The courts have construed the purposes of the trust with liberality to the end of benefiting all the people of the state. In the early case of People ex rel. Board of State Harbor Comrs. v. Potrero & Bay View R.R. Co. (1885) 67 Cal. 166 [7 P. 445], defendant, under authority of a franchise granted by the Legislature, constructed a railroad bridge across Islais Creek, a navigable waterway. The bridge was an obstruction to navigation, and the Board of State Harbor Commissioners sought to have it abated as a nuisance. It was contended that the legislative act granting the right to build the bridge was in conflict with the act of Congress admitting California into the Union, which act provided that ” ‘all the navigable waters within the State shall be common highways and forever free, as well to the inhabitants of said State as to the citizens of the United States, without any tax, impost, or duty therefor.’ ” This court rejected this contention, holding inter alia that “while the power of the State with respect to the construction, regulation, and control of bridges . . . is subordinatе to that of Congress, still until Congress acts on the subject, the power of the State is plenary.” (67 Cal. at p. 168.) Though we there made no explicit reference to the extent of the trust relating to navigable waters, we impliedly held that the spanning of navigable waters by a railroad bridge was an act
In Boone v.

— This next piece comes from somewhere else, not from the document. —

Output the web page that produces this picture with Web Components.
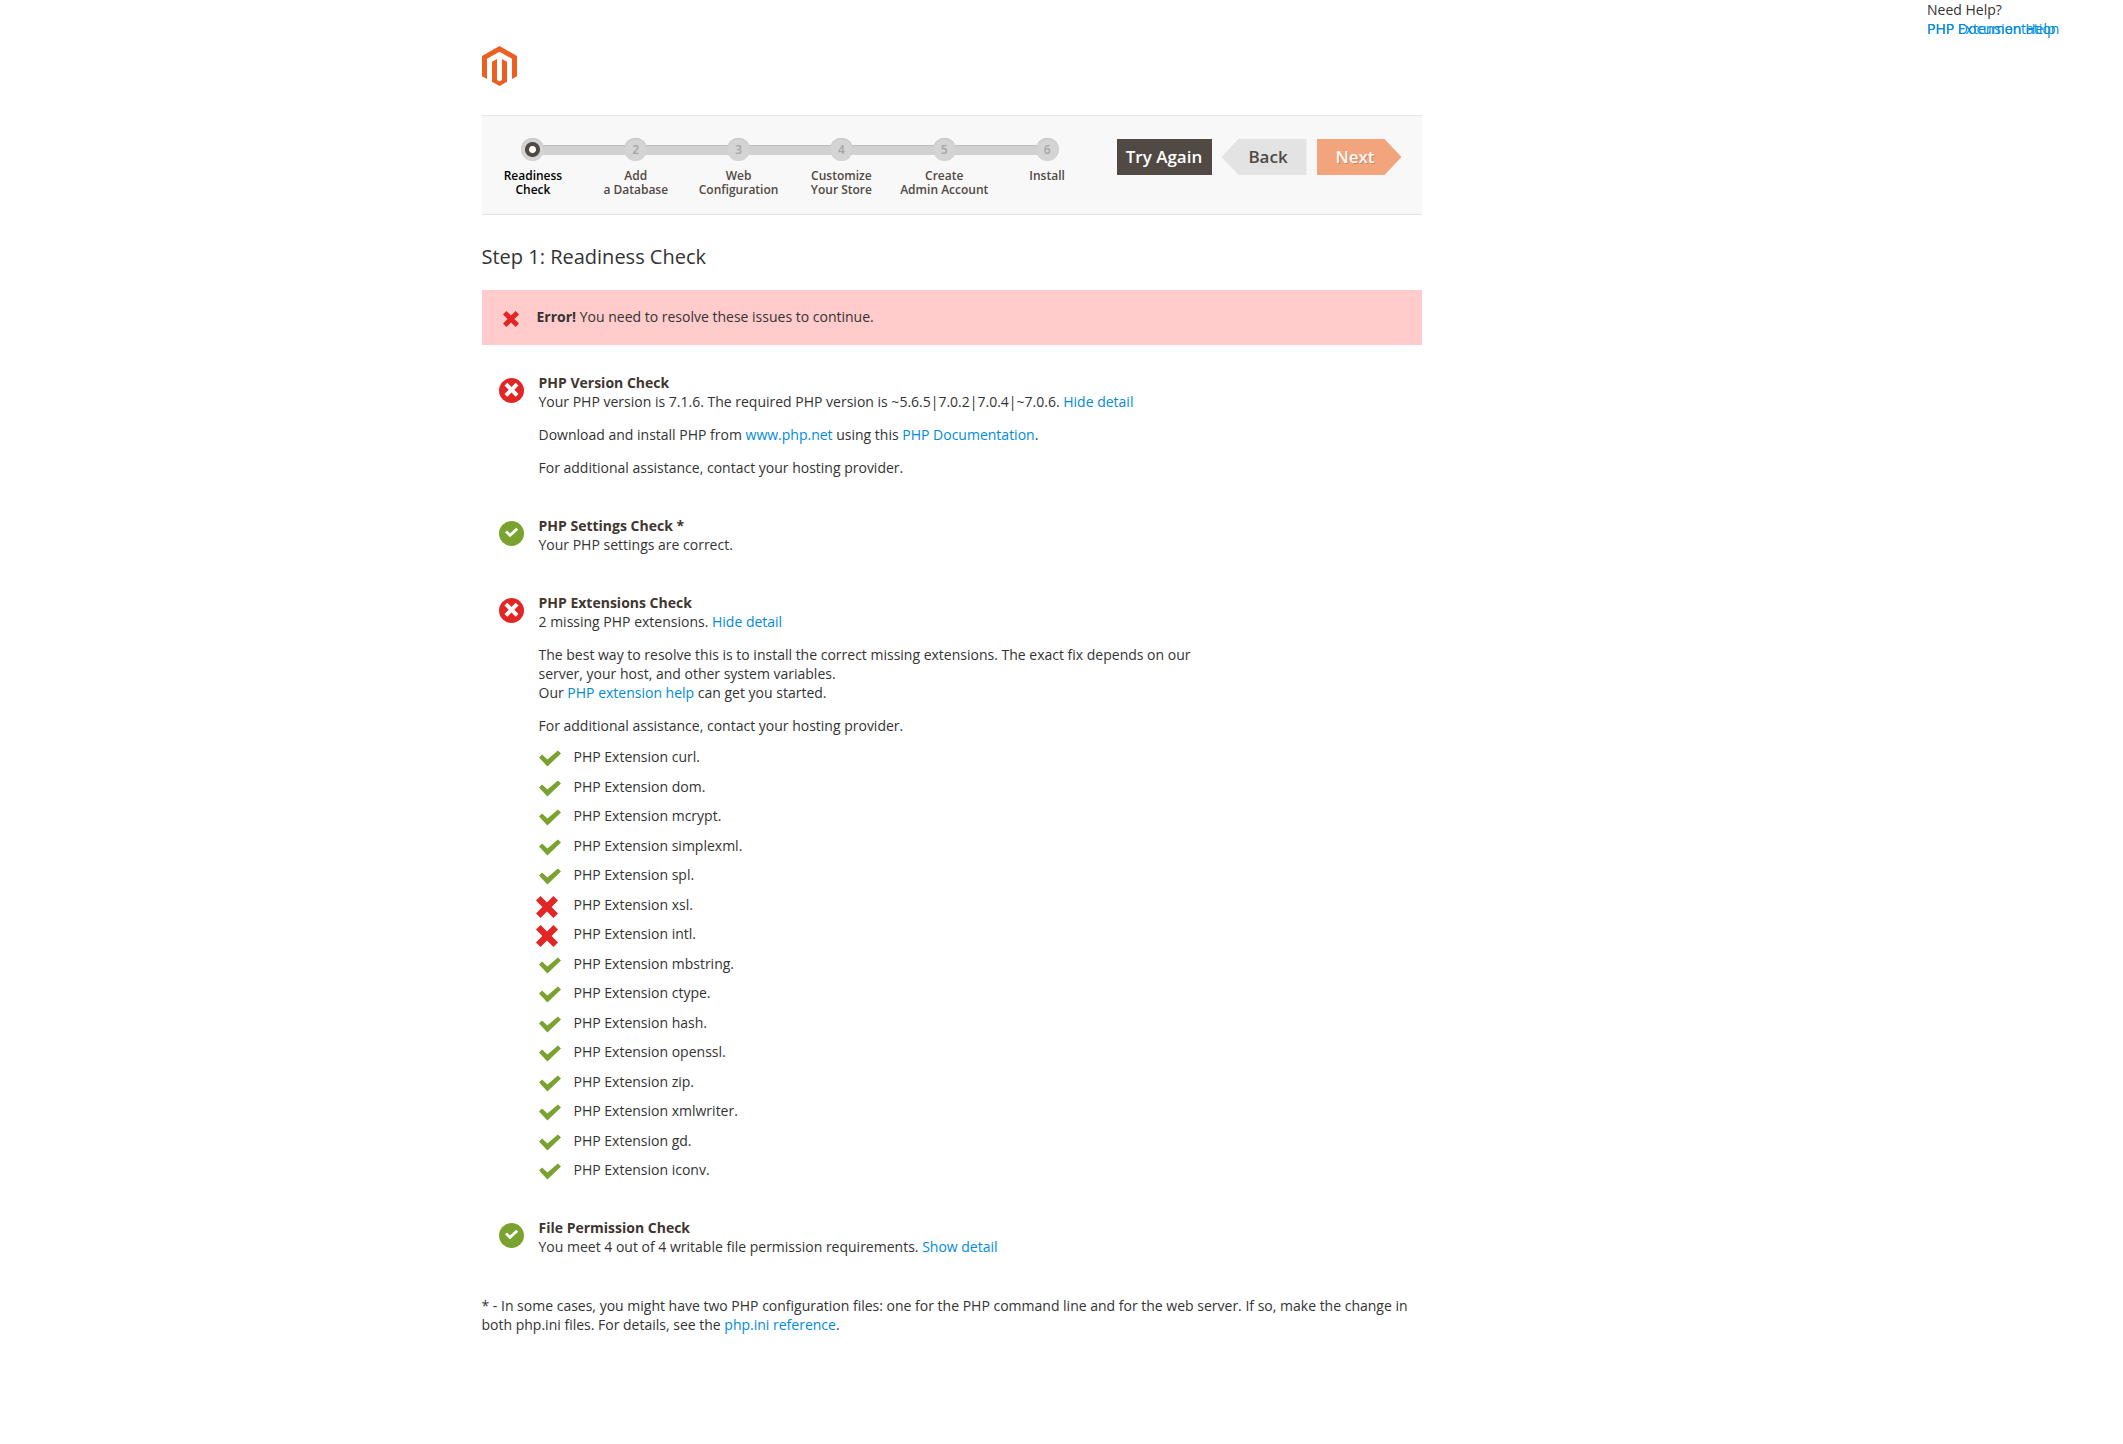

Kingsbury (1928) 206 Cal. 148 [273 P. 797], the state surveyor-general had refused to issue to plaintiffs permits to prospect for oil and gas upon tidal lands covered by navigable sea waters upon the ground, inter alia, that the granting of such permits would constitute an act without the scope of the trust because such prospecting would not be “in aid and furtherance of commerce and navigation.” We rejected that contention, holding that the relationship of gasoline to commerce was manifest. “Gasoline is the power that largely moves the commerce of nations over lands and sea; . . . Gasoline is so closely allied with state and national welfare as to make its production a matter of state and national concern. If it can be said of any industry that its output is ‘in aid and furtherance of commerce and navigation,’ and its production ‘a public benefit,’ the production of gasoline, by reason of the motive elements that inhere in it and its universal use and adaptability to varied uses and the convenient and portable form in which it may be confined, would entitle it to a high classification in the scale of useful, natural products. It is a mover of commerce and fills the office of ‘a public benefit.’ ” (206 Cal. at p. 181.)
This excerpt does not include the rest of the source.